In the code I assign asp_local = des_usr_var(1,LL), so these values should match, but they clearly do not at the time.

I also noticed a key difference in OpenMP scoping: in calc_collision_wall_mod the des_usr_var listed in the !$omp private(...) variables, while in calc_force_dem it is treated as shared(...). This makes me suspect that, inside the OpenMP parallel region, each thread has its own private copy of des_usr_var and that private copy is not initialized (so it contains undefined values), which would explain why asp_local becomes an absurd number even though the module variable looks correct.

Does this diagnosis sound correct to you, or is there another potential issue I should consider?

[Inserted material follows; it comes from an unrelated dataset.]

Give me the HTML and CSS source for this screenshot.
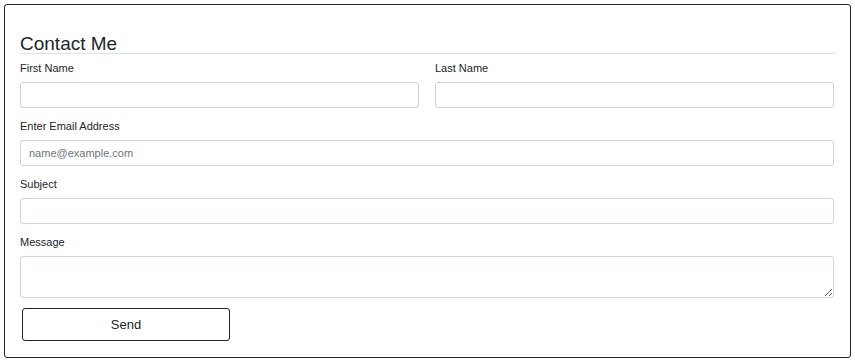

This seems consistent with the OpenMP specification wording:

  • “The initial value of the new list item is undefined. The initial status of a private pointer is undefined.” —List Item Privatization

My next step is to remove des_usr_var from the private(...) list and keep it shared in calc_collision_wall_mod, then rerun to see if the SIGFPE disappears.

1 Like

Great, it looks like you are making good progress with the debugger. It’s encouraging that you are able to get useful information from GDB in the WSL environment. We don’t have a good debugging environment in the native Windows build, so perhaps we should encourage our Windows users to use WSL. (We have not spent much time experimenting with WSL).

I think you are probably right about the uninitialized value. Please try adjusting the
!$omp declarations and see what happens. Please let us know if there is something in the MFiX code we need to fix! SMP programming is notoriously error-prone…

Finally, I still advise breaking apart a complex calculation like

FORCE_COH = WALL_HAMAKER_CONSTANT*DES_RADIUS(LL) /  &
      (6.0d0*DistApart**2)*(asp_local/(asp_local +  &
      DES_RADIUS(LL)) + ONE/(ONE+asp_local/         &
      DistApart)**2)

into several smaller calculations (using intermediate variables).

Please keep us updated on your progress.